Decision Date17 September 2008
Docket NumberNo. 36276-7-II,36276-7-II
CourtWashington Court of Appeals
PartiesSTATE OF WASHINGTON, Respondent, v. SHANE H. NULF, UNPUBLISHED OPINION Appellant.

Bridgewater, J.

Shane H. Nulf appeals his conviction for assault in violation of a no-contact order for domestic violence. We affirm the conviction, but we remand for correction of the judgment and sentence to clarify that the duration of confinement plus the term of community custody shall not exceed the five-year statutory maximum.

FACTS

On February 9, 2007, during daylight hours, a car pulled into a driveway just across from Barrie Christman's house.1 Christman heard someone yelling for help from the unfamiliar car. Then from about 150 feet away, Christman saw someone striking the passenger of the car. As Christman proceeded toward the car, the driver "gunned the motor like they were going to turn around and come towards [Christman]." RP (Mar. 22, 2007) at 20. Christman pointed at him to stop; the driver put the car in reverse and proceeded to back up the driveway. The driver then turned around and started to drive away. Before the driver sped off, the passenger got out and ran away from the car.
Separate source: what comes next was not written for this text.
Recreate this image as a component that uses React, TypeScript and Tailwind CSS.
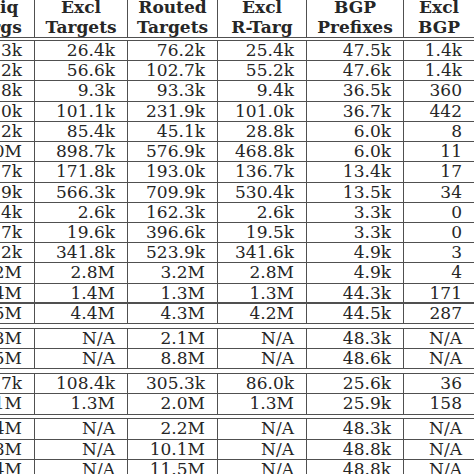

The passenger, Rebecca Moose, was bloody, frantic, hysterical and appeared to be "pretty badly hurt." RP (Mar. 22, 2007) at 21. Christman called 911 and remained with Moose until the ambulance arrived. When he spoke to 911 dispatch, Christman provided the license plate number, a description of the vehicle, and a description of the events he witnessed. Grays Harbor County law enforcement officers also arrived on the scene. Moose told the officers that the registered owner of the car was the person who assaulted her.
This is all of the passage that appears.